PNR has advised the Trust that since June 1, 1995 natural gas produced from the Hugoton field has generally been sold under short-term and multi-month contracts at market clearing prices to multiple purchasers. During the first six months of 2011, the primary purchaser was Oneok Gas Marketing, Inc. PNR has advised the Trust that it expects to continue to market gas production from the Hugoton field under short-term and multi-month contracts. As discussed below, overall market prices received for natural gas from the Hugoton Royalty Properties were lower in the second quarter of 2011 compared to the second quarter of 2010.
In June 1994, PNR entered into a Gas Transportation Agreement ("Gas Transportation Agreement") with Western Resources, Inc. ("WRI") for a primary term of five years commencing June 1, 1995. This contract has renewed on a year-to-year basis being effective June 1, 2001. The contract is renewed a year in advance, so PNR extended the contract to June 1, 2012. Pursuant to the Gas Transportation Agreement, WRI agreed to compress and transport up to 160 MMcf per day of gas and redeliver such gas to PNR at the inlet of PNR's Satanta Plant. PNR agreed to pay WRI a fee of
11
$0.06 per Mcf escalating 4% annually as of June 1, 1996. This Gas Transportation Agreement was assigned to Kansas Gas Service.

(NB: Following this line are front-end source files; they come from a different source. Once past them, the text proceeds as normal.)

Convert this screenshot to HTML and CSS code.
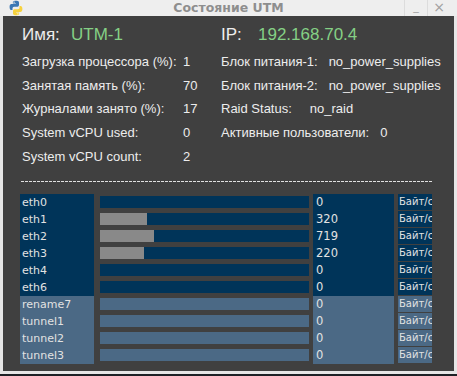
FILE: index.html
```html
<!DOCTYPE html>
<html lang="ru">
<head>
<meta charset="utf-8">
<title>Состояние UTM</title>
<link rel="stylesheet" href="styles.css">
</head>
<body>
<div class="titlebar">
  <div class="tb-left">
    <svg class="pyicon" width="16" height="16" viewBox="0 0 16 16">
      <path d="M7.8 0.8c-3 0-2.9 1.3-2.9 1.3v1.5h3v0.5H3.7S1.6 3.8 1.6 7s1.8 3.1 1.8 3.1h1.1V8.6s-0.1-1.8 1.8-1.8h3s1.7 0 1.7-1.7V2.5S11.3 0.8 7.8 0.8z" fill="#3b77b4"/>
      <circle cx="6.1" cy="2.2" r="0.6" fill="#fff"/>
      <path d="M8.2 15.2c3 0 2.9-1.3 2.9-1.3v-1.5h-3v-0.5h4.2s2.1 0.3 2.1-2.9-1.8-3.1-1.8-3.1h-1.1v1.5s0.1 1.8-1.8 1.8h-3s-1.7 0-1.7 1.7v2.6s-0.3 1.7 3.2 1.7z" fill="#f7d23e"/>
      <circle cx="9.9" cy="13.8" r="0.6" fill="#fff"/>
    </svg>
  </div>
  <div class="title">Состояние UTM</div>
  <div class="tb-right">
    <span class="wbtn">_</span>
    <span class="wbtn close">×</span>
  </div>
</div>
<div class="frame">
  <div class="content">
    <div class="info">
      <div class="col left">
        <div class="hdr"><span class="hkey hkey-l">Имя:</span><span class="green">UTM-1</span></div>
        <div class="rows">
          <div class="row"><span class="lab">Загрузка процессора (%):</span><span>1</span></div>
          <div class="row"><span class="lab">Занятая память (%):</span><span>70</span></div>
          <div class="row"><span class="lab">Журналами занято (%):</span><span>17</span></div>
          <div class="row"><span class="lab">System vCPU used:</span><span>0</span></div>
          <div class="row"><span class="lab">System vCPU count:</span><span>2</span></div>
        </div>
      </div>
      <div class="col right">
        <div class="hdr"><span class="hkey hkey-r">IP:</span><span class="green">192.168.70.4</span></div>
        <div class="rows">
          <div class="row"><span class="rlab">Блок питания-1:</span><span class="rval">no_power_supplies</span></div>
          <div class="row"><span class="rlab">Блок питания-2:</span><span class="rval">no_power_supplies</span></div>
          <div class="row"><span class="rlab">Raid Status:</span><span class="rval wide">no_raid</span></div>
          <div class="row"><span class="rlab">Активные пользователи:</span><span class="rval">0</span></div>
        </div>
      </div>
    </div>
    <div class="dash"></div>
    <div class="table">
      <div class="trow"><div class="name">eth0</div><div class="barwrap"><div class="bar"></div></div><div class="num">0</div><div class="unit">Байт/с</div></div>
      <div class="trow"><div class="name">eth1</div><div class="barwrap"><div class="bar"><div class="fill" style="width:47px"></div></div></div><div class="num">320</div><div class="unit">Байт/с</div></div>
      <div class="trow"><div class="name">eth2</div><div class="barwrap"><div class="bar"><div class="fill" style="width:54px"></div></div></div><div class="num">719</div><div class="unit">Байт/с</div></div>
      <div class="trow"><div class="name">eth3</div><div class="barwrap"><div class="bar"><div class="fill" style="width:44px"></div></div></div><div class="num">220</div><div class="unit">Байт/с</div></div>
      <div class="trow"><div class="name">eth4</div><div class="barwrap"><div class="bar"></div></div><div class="num">0</div><div class="unit">Байт/с</div></div>
      <div class="trow"><div class="name">eth6</div><div class="barwrap"><div class="bar"></div></div><div class="num">0</div><div class="unit">Байт/с</div></div>
      <div class="trow alt"><div class="name">rename7</div><div class="barwrap"><div class="bar"></div></div><div class="num">0</div><div class="unit">Байт/с</div></div>
      <div class="trow alt"><div class="name">tunnel1</div><div class="barwrap"><div class="bar"></div></div><div class="num">0</div><div class="unit">Байт/с</div></div>
      <div class="trow alt"><div class="name">tunnel2</div><div class="barwrap"><div class="bar"></div></div><div class="num">0</div><div class="unit">Байт/с</div></div>
      <div class="trow alt"><div class="name">tunnel3</div><div class="barwrap"><div class="bar"></div></div><div class="num">0</div><div class="unit">Байт/с</div></div>
    </div>
  </div>
</div>
<div class="taskbar"></div>
</body>
</html>
```
FILE: styles.css
```css
* { box-sizing: border-box; }
html, body { margin: 0; padding: 0; }
body {
  width: 457px;
  height: 376px;
  overflow: hidden;
  background: #e8e8e8;
  font-family: "Liberation Sans", Arial, sans-serif;
}
.titlebar {
  height: 16px;
  display: grid;
  grid-template-columns: 1fr auto 1fr;
  background: #eeeeee;
}
.tb-left { display: flex; align-items: center; padding-left: 8px; }
.pyicon { display: block; }
.title {
  font-family: "DejaVu Sans", sans-serif;
  font-weight: bold;
  font-size: 12.5px;
  line-height: 15px;
  color: #8e8e8e;
}
.tb-right { display: flex; justify-content: flex-end; padding-right: 7px; }
.wbtn {
  width: 23px;
  height: 16px;
  border-left: 1px solid #dcdcdc;
  color: #a0a0a0;
  font-family: "DejaVu Sans", sans-serif;
  font-size: 11px;
  line-height: 13px;
  text-align: center;
}
.wbtn.close { font-size: 14px; line-height: 15px; }
.frame {
  padding: 0 3px 3px 3px;
  background: #e6e6e6;
}
.content {
  height: 355px;
  background: #404040;
  padding-top: 7px;
  color: #ededed;
}
.info { display: flex; padding-left: 19px; }
.col.left { width: 199px; }
.hdr {
  height: 24px;
  display: flex;
  align-items: center;
  font-size: 17px;
  white-space: nowrap;
}
.hkey-l { width: 49px; }
.hkey-r { width: 37px; }
.green { color: #85d085; }
.rows { margin-top: 2.5px; }
.row {
  height: 23.75px;
  display: flex;
  align-items: center;
  font-size: 13px;
  white-space: nowrap;
}
.lab { width: 161px; }
.rval { margin-left: 11px; }
.rval.wide { margin-left: 18px; }
.dash {
  margin: 12.5px 0 0 18px;
  width: 412px;
  height: 1px;
  background-image: repeating-linear-gradient(to right, #e0e0e0 0 3px, transparent 3px 4px);
}
.table { margin: 12px 0 0 17px; }
.trow {
  display: flex;
  height: 17px;
  font-family: "DejaVu Sans", sans-serif;
  font-size: 11px;
  color: #e2e2e2;
  --cell: #003459;
}
.trow.alt { --cell: #4b6985; }
.name {
  width: 74px;
  background: var(--cell);
  padding-left: 2px;
  line-height: 17px;
}
.barwrap {
  width: 209px;
  margin-left: 6px;
  display: flex;
  align-items: center;
}
.bar {
  width: 100%;
  height: 12px;
  background: var(--cell);
}
.fill { height: 12px; background: #898989; }
.num {
  width: 81px;
  margin-left: 4px;
  background: var(--cell);
  padding-left: 3px;
  line-height: 17px;
  font-size: 11.5px;
}
.unit {
  width: 34px;
  height: 16px;
  margin-left: 4px;
  background: var(--cell);
  padding-left: 1px;
  font-size: 10px;
  line-height: 16px;
  white-space: nowrap;
  overflow: hidden;
}
.taskbar { height: 2px; background: #1e2126; }
```
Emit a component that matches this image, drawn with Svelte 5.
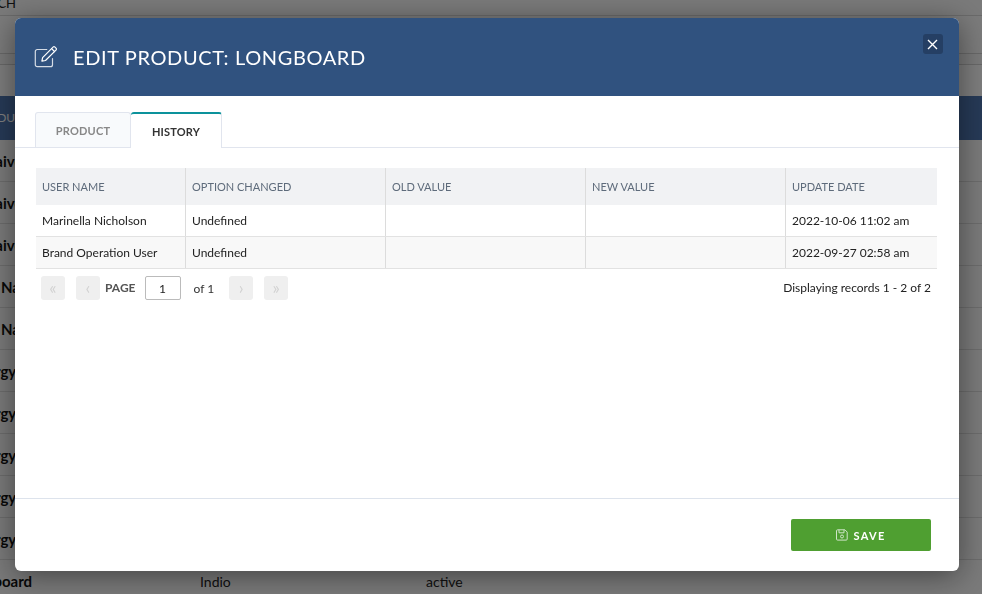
<script>
	const bgRows = [
		"Naive", "Naive", "Naive", "Nat", "Nat",
		"Energy", "Energy", "Energy", "Energy", "Energy"
	];
	const columns = ["User Name", "Option Changed", "Old Value", "New Value", "Update Date"];
	const records = [
		{ user: "Marinella Nicholson", option: "Undefined", date: "2022-10-06 11:02 am" },
		{ user: "Brand Operation User", option: "Undefined", date: "2022-09-27 02:58 am" }
	];
</script>

<div class="page">
	<div class="topbar"><span>SEARCH</span></div>
	<div class="toolbar"></div>
	<div class="subbar"></div>
	<div class="thead"><span>PRODUCT</span></div>
	{#each bgRows as name, i}
		<div class="bgrow"><b class:nat={i === 3 || i === 4} class:energy={i > 4}>{name}</b></div>
	{/each}
	<div class="bgrow last">
		<b>Longboard</b>
		<span class="city">Indio</span>
		<span class="state">active</span>
	</div>
</div>

<div class="overlay">
	<div class="modal">
		<header>
			<svg class="edit-icon" viewBox="0 0 24 24" width="24" height="24" fill="none" stroke="#fff" stroke-width="1.2" stroke-linejoin="round" stroke-linecap="round">
				<path d="M18.500 13.500v6.200a2 2 0 0 1-2 2H3.300a2 2 0 0 1-2-2V6.500a2 2 0 0 1 2-2h9.500" opacity="0.8" />
				<path d="M8.600 12.600 19.300 1.900a1 1 0 0 1 1.400 0l1.500 1.500a1 1 0 0 1 0 1.400L11.500 15.500l-3.600.7z" />
				<path d="M17.600 3.600l2.900 2.900" />
			</svg>
			<h1>EDIT PRODUCT: LONGBOARD</h1>
			<button class="close" aria-label="Close">
				<svg viewBox="0 0 11 11" width="11" height="11" stroke="#fff" stroke-width="1.4"><path d="M1 1l9 9M10 1l-9 9" /></svg>
			</button>
		</header>

		<div class="body">
			<div class="tabs">
				<div class="tab">PRODUCT</div>
				<div class="tab active">HISTORY</div>
			</div>

			<div class="grid">
				<div class="row head">
					{#each columns as col}
						<div class="cell">{col}</div>
					{/each}
				</div>
				{#each records as rec, i}
					<div class="row" class:alt={i % 2 === 1}>
						<div class="cell">{rec.user}</div>
						<div class="cell">{rec.option}</div>
						<div class="cell"></div>
						<div class="cell"></div>
						<div class="cell">{rec.date}</div>
					</div>
				{/each}
			</div>

			<div class="pager">
				<button class="pg" aria-label="First">«</button>
				<button class="pg second" aria-label="Previous">‹</button>
				<span class="page-label">PAGE</span>
				<input value="1" />
				<span class="of">of 1</span>
				<button class="pg" aria-label="Next">›</button>
				<button class="pg second" aria-label="Last">»</button>
				<span class="count">Displaying records 1 - 2 of 2</span>
			</div>
		</div>

		<footer>
			<button class="save">
				<svg viewBox="0 0 12 12" width="12" height="12" fill="none" stroke="#cfe5c8" stroke-width="1">
					<path d="M1.500.8h7.400l2.300 2.300v7a1 1 0 0 1-1 1h-8.700a1 1 0 0 1-1-1v-8.300a1 1 0 0 1 1-1z" />
					<path d="M3 .8v3h5v-3" />
					<circle cx="6" cy="7.500" r="1.500" />
				</svg>
				SAVE
			</button>
		</footer>
	</div>
</div>

<style>
	:global(body) {
		margin: 0;
		font-family: Lato, "Open Sans", sans-serif;
	}
	.page {
		height: 594px;
		overflow: hidden;
		background: #f4f4f4;
		color: #222;
		font-size: 14px;
	}
	.topbar {
		height: 15px;
		background: #f4f4f4;
		border-bottom: 1px solid #d4d4d4;
		line-height: 6px;
		font-size: 13px;
		overflow: hidden;
		margin-left: -34px;
	}
	.toolbar {
		height: 37px;
		background: #f6f6f6;
		border-bottom: 1px solid #d0d0d0;
	}
	.subbar {
		height: 31px;
		background: #fbfbfb;
		border-top: 1px solid #d0d0d0;
		margin-top: 10px;
	}
	.thead {
		height: 44px;
		background: #4d74ae;
		color: #fff;
		line-height: 44px;
		font-size: 12px;
		margin-left: -27px;
	}
	.bgrow {
		height: 41px;
		border-bottom: 1px solid #d8d8d8;
		line-height: 43px;
		font-size: 15px;
		white-space: nowrap;
	}
	.bgrow b {
		margin-left: -16px;
		color: #111;
	}
	.bgrow b.nat {
		margin-left: 1px;
	}
	.bgrow b.energy {
		margin-left: -30px;
	}
	.bgrow.last {
		display: flex;
		background: #f5f5f5;
		border: 0;
		font-size: 14px;
	}
	.bgrow.last b {
		width: 200px;
		margin-left: -39px;
		flex: none;
		font-size: 15px;
	}
	.city {
		margin-left: 39px;
		width: 226px;
		flex: none;
	}

	.overlay {
		position: fixed;
		inset: 0;
		background: rgba(0, 0, 0, 0.5);
		display: flex;
		justify-content: flex-start;
		align-items: flex-start;
		padding: 18px 0 0 15px;
	}
	.modal {
		width: 944px;
		height: 553px;
		background: #fff;
		border-radius: 6px;
		overflow: hidden;
		display: flex;
		flex-direction: column;
		box-shadow: 0 5px 30px rgba(0, 0, 0, 0.45);
	}
	header {
		flex: none;
		position: relative;
		height: 78px;
		background: #30527f;
		display: flex;
		align-items: center;
		padding-left: 19px;
		color: #fff;
	}
	.edit-icon {
		margin-right: 15px;
		flex: none;
	}
	h1 {
		margin: 0;
		font-size: 20px;
		font-weight: 400;
		letter-spacing: 0.62px;
	}
	.close {
		position: absolute;
		top: 16px;
		right: 16px;
		width: 20px;
		height: 20px;
		padding: 0 2px 0 0;
		border: 0;
		border-radius: 3px;
		background: #253f64;
		display: flex;
		align-items: center;
		justify-content: center;
	}
	.body {
		flex: 1;
		padding: 16px 0 0;
		min-height: 0;
	}
	.tabs {
		display: flex;
		padding-left: 20px;
		border-bottom: 1px solid #e1e5ee;
		height: 35px;
		font-size: 11px;
		font-weight: 700;
		letter-spacing: 0.2px;
	}
	.tab {
		width: 96px;
		height: 35px;
		box-sizing: border-box;
		background: #f8fafc;
		border: 1px solid #e1e5ee;
		border-bottom: 0;
		border-radius: 3px 3px 0 0;
		color: #888;
		text-align: center;
		line-height: 35px;
	}
	.tab.active {
		width: 91px;
		height: 36px;
		background: #fff;
		border-top: 2px solid #0c929b;
		border-left: 0;
		color: #333;
		line-height: 35px;
	}
	.grid {
		margin: 20px 22px 0 21px;
		font-size: 12px;
		color: #222;
	}
	.row {
		display: grid;
		grid-template-columns: 149px 200px 200px 200px 1fr;
		height: 32px;
		box-sizing: border-box;
		border-bottom: 1px solid #e2e2e2;
		line-height: 31px;
	}
	.row.alt {
		background: #f8f8f8;
	}
	.row.head {
		height: 37px;
		line-height: 37px;
		background: #f1f2f4;
		color: #5e6b7b;
		font-size: 11px;
		text-transform: uppercase;
		border: 0;
	}
	.cell {
		padding-left: 6px;
		border-left: 1px solid #dcdcdc;
		white-space: nowrap;
	}
	.cell:first-child {
		border-left: 0;
	}
	.pager {
		display: flex;
		align-items: center;
		margin: 7px 28px 0 26px;
		height: 24px;
		font-size: 12px;
		color: #333;
	}
	.pg {
		width: 24px;
		height: 24px;
		padding: 0 0 2px;
		border: 0;
		border-radius: 3px;
		background: #efefef;
		color: #d2d2d2;
		font-size: 17px;
		font-family: inherit;
	}
	.pg.second {
		margin-left: 11px;
	}
	.page-label {
		margin: 0 0 1px 5px;
		font-weight: 700;
		color: #555;
	}
	input {
		width: 36px;
		height: 24px;
		box-sizing: border-box;
		margin-left: 9px;
		border: 1px solid #bbb;
		border-radius: 2px;
		text-align: center;
		font: 12px Lato, sans-serif;
		color: #222;
		padding: 0;
	}
	.of {
		margin: 1px 15px 0 13px;
	}
	.count {
		margin: 0 0 1px auto;
		color: #222;
	}
	footer {
		flex: none;
		height: 73px;
		box-sizing: border-box;
		border-top: 1px solid #dde3ec;
		display: flex;
		justify-content: flex-end;
		padding: 20px 28px 0 0;
	}
	.save {
		width: 140px;
		height: 32px;
		border: 0;
		border-radius: 2px;
		background: #4f9f31;
		color: #fff;
		font: 700 11px Lato, sans-serif;
		letter-spacing: 1.3px;
		display: flex;
		align-items: center;
		justify-content: center;
		gap: 5px;
	}
</style>
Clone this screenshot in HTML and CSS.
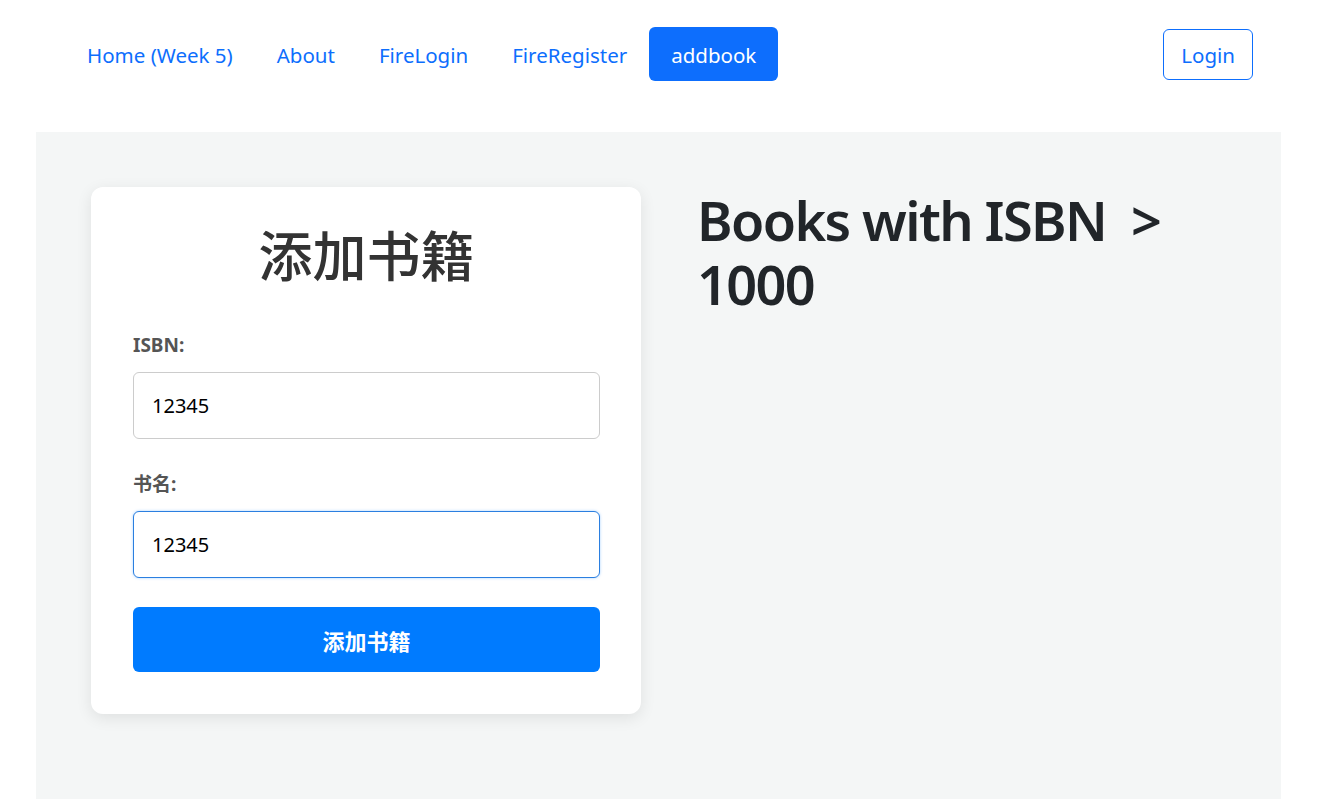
FILE: index.html
```html
<!DOCTYPE html>
<html lang="zh">
<head>
<meta charset="utf-8">
<title>addbook</title>
<link rel="stylesheet" href="styles.css">
</head>
<body>
<header class="navbar">
  <nav class="nav-links">
    <a class="nav-link" href="#">Home (Week 5)</a>
    <a class="nav-link" href="#">About</a>
    <a class="nav-link" href="#">FireLogin</a>
    <a class="nav-link" href="#">FireRegister</a>
    <a class="nav-link active" href="#">addbook</a>
  </nav>
  <a class="login-btn" href="#">Login</a>
</header>
<main class="page">
  <section class="card">
    <h1 class="card-title">添加书籍</h1>
    <form class="form">
      <div class="field">
        <label class="label" for="isbn">ISBN:</label>
        <input class="input" id="isbn" type="text" value="12345">
      </div>
      <div class="field">
        <label class="label" for="name">书名:</label>
        <input class="input focused" id="name" type="text" value="12345">
      </div>
      <button class="submit" type="button">添加书籍</button>
    </form>
  </section>
  <section class="results">
    <h2 class="results-title">Books with ISBN &nbsp;&gt; 1000</h2>
  </section>
</main>
</body>
</html>
```
FILE: styles.css
```css
* { box-sizing: border-box; }
html, body { margin: 0; padding: 0; background: #fff; }
body {
  font-family: "Noto Sans", "Noto Sans CJK SC", sans-serif;
  color: #212529;
  height: 799px;
  overflow: hidden;
}
.navbar {
  display: flex;
  align-items: flex-start;
  justify-content: space-between;
  padding: 27px 69px 0 65px;
  height: 132px;
}
.nav-links { display: flex; align-items: center; }
.nav-link {
  font-size: 20.5px;
  line-height: 30px;
  padding: 13px 22px 11px;
  color: #0d6efd;
  text-decoration: none;
  border-radius: 6px;
}
.nav-link.active { background: #0d6efd; color: #fff; }
.login-btn {
  margin-top: 2px;
  font-size: 20.5px;
  line-height: 29px;
  padding: 11px 17px 9px;
  color: #0d6efd;
  border: 1px solid #0d6efd;
  border-radius: 6px;
  text-decoration: none;
}
.page {
  margin: 0 41px 0 36px;
  background: #f4f6f6;
  height: 667px;
  padding: 55px 55px;
  display: flex;
  gap: 56px;
  align-items: flex-start;
}
.card {
  width: 550px;
  flex: none;
  background: #fff;
  border-radius: 12px;
  box-shadow: 0 4px 16px rgba(0,0,0,0.09);
  padding: 34px 41px 42px 42px;
}
.card-title {
  margin: 0 0 38px;
  text-align: center;
  font-size: 54px;
  line-height: 70px;
  font-weight: 500;
  color: #333;
}
.form { display: flex; flex-direction: column; }
.field { display: flex; flex-direction: column; margin-bottom: 29px; }
.label {
  padding-top: 3px;
  font-size: 19px;
  line-height: 26px;
  font-weight: 700;
  color: #555;
  margin-bottom: 14px;
}
.input {
  height: 67px;
  padding: 0 18px;
  font-family: inherit;
  font-size: 20px;
  color: #000;
  border: 1px solid #ccc;
  border-radius: 6px;
  background: #fff;
  outline: none;
}
.input.focused {
  border-color: #2b7fe0;
  box-shadow: 0 0 3px rgba(0,123,255,0.35);
}
.submit {
  height: 65px;
  border: none;
  border-radius: 6px;
  background: #007bff;
  color: #fff;
  font-family: inherit;
  font-size: 22px;
  font-weight: 700;
}
.results { width: 540px; }
.results-title {
  margin: 1px 0 0;
  font-size: 54px;
  line-height: 64px;
  font-weight: 600;
  color: #212529;
  letter-spacing: -1.6px;
}
```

Royalty income attributable to the Hugoton Royalty decreased to $536,300 in the second quarter of 2011, from $970,715 in the second quarter of 2010 primarily due to decreases in natural gas prices and production from the Hugoton Royalty Properties, and increased capital expenditures and operating costs, offset in part by higher natural gas liquids prices. The average price received in the second quarter of 2011 for natural gas and natural gas liquids sold from the Hugoton Royalty Properties was $4.34 per Mcf and $49.30 per barrel, respectively, as compared to $5.59 per Mcf and $47.43 per barrel, respectively, in the second quarter of 2010. Net production of natural gas attributable to the Hugoton Royalty decreased to 80,359 Mcf in the second quarter of 2011 from 116,652 Mcf in the second quarter of 2010. Net production of natural gas liquids attributable to the Hugoton Royalty decreased from 6,718 barrels in the second quarter of 2010 to 3,804 barrels in the second quarter of 2011. Actual production volumes from the Hugoton properties decreased to 137,221 Mcf of natural gas and 6,384 barrels of natural gas liquids in the second quarter of 2011 as compared to 142,601 Mcf of natural gas and 8,203 barrels of natural gas liquids for the same period in 2010.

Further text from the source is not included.